- Stated goal: All lines below must be repeated exactly, with the pictures omitted.

- Data section:

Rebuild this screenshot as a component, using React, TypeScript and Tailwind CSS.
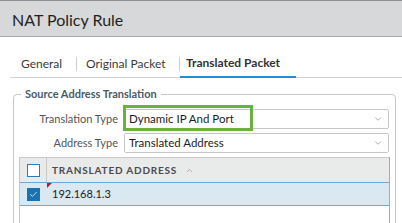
import { ChevronDown, ChevronUp, Check } from 'lucide-react';

const tabs = ['General', 'Original Packet', 'Translated Packet'];

const App = () => {
  return (
    <div className="w-[402px] h-[223px] overflow-hidden bg-white font-['Lato','Liberation_Sans',sans-serif] text-[#222]">
      <div className="h-[37px] bg-[#d7d8d9] border-t border-[#8e9092] border-b border-b-[#a8aaac] flex items-center pl-[12px] pt-[2px]">
        <h1 className="text-[16px] leading-none text-[#1f1f1f]">NAT Policy Rule</h1>
      </div>

      <div className="ml-[10px] mt-[13px] h-[28px] flex items-stretch border-b border-[#d3d3d3]">
        <div className="w-[66px] pl-[11px] flex items-center text-[12px] text-[#3a3a3a]">{tabs[0]}</div>
        <div className="w-px h-[14px] self-center bg-[#cfcfcf]" />
        <div className="w-[102px] pl-[9px] flex items-center text-[12px] text-[#3a3a3a]">{tabs[1]}</div>
        <div className="w-px h-[14px] self-center bg-[#cfcfcf]" />
        <div className="w-[116px] pl-[6px] flex items-center text-[12px] font-bold text-[#333] border-b-2 border-[#1b8fd8] -mb-px">
          {tabs[2]}
        </div>
      </div>

      <fieldset className="ml-[13px] mt-[9px] w-[383px] border border-[#c6c6c6] rounded-[4px] pb-[40px]">
        <legend className="ml-[7px] px-[4px] text-[11px] font-bold text-[#4b5a69] leading-[14px]">
          Source Address Translation
        </legend>

        <div className="mt-[8px] flex flex-col gap-[4px]">
          <div className="flex items-center">
            <div className="w-[104px] text-right text-[11px] text-[#555]">Translation Type</div>
            <div className="relative ml-[6px] w-[265px] h-[20px] border border-[#c8c8c8] rounded-[2px] flex items-center pl-[4px] text-[11.5px] text-[#1c1c1c]">
              Dynamic IP And Port
              <ChevronDown className="absolute right-[5px] top-[4px] w-[10px] h-[10px] text-[#777]" strokeWidth={1.5} />
              <div className="absolute -left-[2px] -top-[5px] w-[130px] h-[26px] border-[3px] border-[#6ab23e]" />
            </div>
          </div>
          <div className="flex items-center">
            <div className="w-[104px] text-right text-[11px] text-[#555]">Address Type</div>
            <div className="relative ml-[6px] w-[265px] h-[20px] border border-[#c8c8c8] rounded-[2px] flex items-center pl-[4px] text-[11.5px] text-[#1c1c1c]">
              Translated Address
              <ChevronDown className="absolute right-[5px] top-[4px] w-[10px] h-[10px] text-[#777]" strokeWidth={1.5} />
            </div>
          </div>
        </div>

        <div className="mt-[4px] ml-[5px] w-[371px] border-l border-r border-l-[#c6c6c6] border-r-[#a9a9a9] h-[80px]">
          <div className="h-[25px] flex bg-[#e9eaea] border-t border-[#c9c9c9]">
            <div className="w-[27px] flex items-center justify-center border-r border-[#c9c9c9]">
              <div className="w-[13px] h-[13px] border-[1.5px] border-[#2b7cb8] bg-white" />
            </div>
            <div className="flex items-center pl-[5px] text-[10px] font-bold tracking-[0.8px] text-[#4a4a4a]">
              TRANSLATED ADDRESS
              <ChevronUp className="ml-[8px] w-[9px] h-[9px] text-[#888]" strokeWidth={1.5} />
            </div>
          </div>
          <div className="h-[24px] flex bg-[#d9e8f1] border-t border-b border-[#6fa9d3]">
            <div className="w-[27px] flex items-center justify-center">
              <div className="w-[13px] h-[13px] bg-[#1a72ae] flex items-center justify-center">
                <Check className="w-[9px] h-[9px] text-white" strokeWidth={2} />
              </div>
            </div>
            <div className="relative flex items-center pl-[5px] text-[11px] text-[#1c1c1c]">
              <div className="absolute left-0 top-0 w-0 h-0 border-t-[5px] border-r-[5px] border-t-[#c4161c] border-r-transparent" />
              192.168.1.3
            </div>
          </div>
        </div>
      </fieldset>
    </div>
  );
};

export default App;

- The solution:
Rebuild this screenshot as a component, using React, TypeScript and Tailwind CSS.
import { ChevronDown, ChevronUp, Check } from 'lucide-react';

const tabs = ['General', 'Original Packet', 'Translated Packet'];

const App = () => {
  return (
    <div className="w-[402px] h-[223px] overflow-hidden bg-white font-['Lato','Liberation_Sans',sans-serif] text-[#222]">
      <div className="h-[37px] bg-[#d7d8d9] border-t border-[#8e9092] border-b border-b-[#a8aaac] flex items-center pl-[12px] pt-[2px]">
        <h1 className="text-[16px] leading-none text-[#1f1f1f]">NAT Policy Rule</h1>
      </div>

      <div className="ml-[10px] mt-[13px] h-[28px] flex items-stretch border-b border-[#d3d3d3]">
        <div className="w-[66px] pl-[11px] flex items-center text-[12px] text-[#3a3a3a]">{tabs[0]}</div>
        <div className="w-px h-[14px] self-center bg-[#cfcfcf]" />
        <div className="w-[102px] pl-[9px] flex items-center text-[12px] text-[#3a3a3a]">{tabs[1]}</div>
        <div className="w-px h-[14px] self-center bg-[#cfcfcf]" />
        <div className="w-[116px] pl-[6px] flex items-center text-[12px] font-bold text-[#333] border-b-2 border-[#1b8fd8] -mb-px">
          {tabs[2]}
        </div>
      </div>

      <fieldset className="ml-[13px] mt-[9px] w-[383px] border border-[#c6c6c6] rounded-[4px] pb-[40px]">
        <legend className="ml-[7px] px-[4px] text-[11px] font-bold text-[#4b5a69] leading-[14px]">
          Source Address Translation
        </legend>

        <div className="mt-[8px] flex flex-col gap-[4px]">
          <div className="flex items-center">
            <div className="w-[104px] text-right text-[11px] text-[#555]">Translation Type</div>
            <div className="relative ml-[6px] w-[265px] h-[20px] border border-[#c8c8c8] rounded-[2px] flex items-center pl-[4px] text-[11.5px] text-[#1c1c1c]">
              Dynamic IP And Port
              <ChevronDown className="absolute right-[5px] top-[4px] w-[10px] h-[10px] text-[#777]" strokeWidth={1.5} />
              <div className="absolute -left-[2px] -top-[5px] w-[130px] h-[26px] border-[3px] border-[#6ab23e]" />
            </div>
          </div>
          <div className="flex items-center">
            <div className="w-[104px] text-right text-[11px] text-[#555]">Address Type</div>
            <div className="relative ml-[6px] w-[265px] h-[20px] border border-[#c8c8c8] rounded-[2px] flex items-center pl-[4px] text-[11.5px] text-[#1c1c1c]">
              Translated Address
              <ChevronDown className="absolute right-[5px] top-[4px] w-[10px] h-[10px] text-[#777]" strokeWidth={1.5} />
            </div>
          </div>
        </div>

        <div className="mt-[4px] ml-[5px] w-[371px] border-l border-r border-l-[#c6c6c6] border-r-[#a9a9a9] h-[80px]">
          <div className="h-[25px] flex bg-[#e9eaea] border-t border-[#c9c9c9]">
            <div className="w-[27px] flex items-center justify-center border-r border-[#c9c9c9]">
              <div className="w-[13px] h-[13px] border-[1.5px] border-[#2b7cb8] bg-white" />
            </div>
            <div className="flex items-center pl-[5px] text-[10px] font-bold tracking-[0.8px] text-[#4a4a4a]">
              TRANSLATED ADDRESS
              <ChevronUp className="ml-[8px] w-[9px] h-[9px] text-[#888]" strokeWidth={1.5} />
            </div>
          </div>
          <div className="h-[24px] flex bg-[#d9e8f1] border-t border-b border-[#6fa9d3]">
            <div className="w-[27px] flex items-center justify-center">
              <div className="w-[13px] h-[13px] bg-[#1a72ae] flex items-center justify-center">
                <Check className="w-[9px] h-[9px] text-white" strokeWidth={2} />
              </div>
            </div>
            <div className="relative flex items-center pl-[5px] text-[11px] text-[#1c1c1c]">
              <div className="absolute left-0 top-0 w-0 h-0 border-t-[5px] border-r-[5px] border-t-[#c4161c] border-r-transparent" />
              192.168.1.3
            </div>
          </div>
        </div>
      </fieldset>
    </div>
  );
};

export default App;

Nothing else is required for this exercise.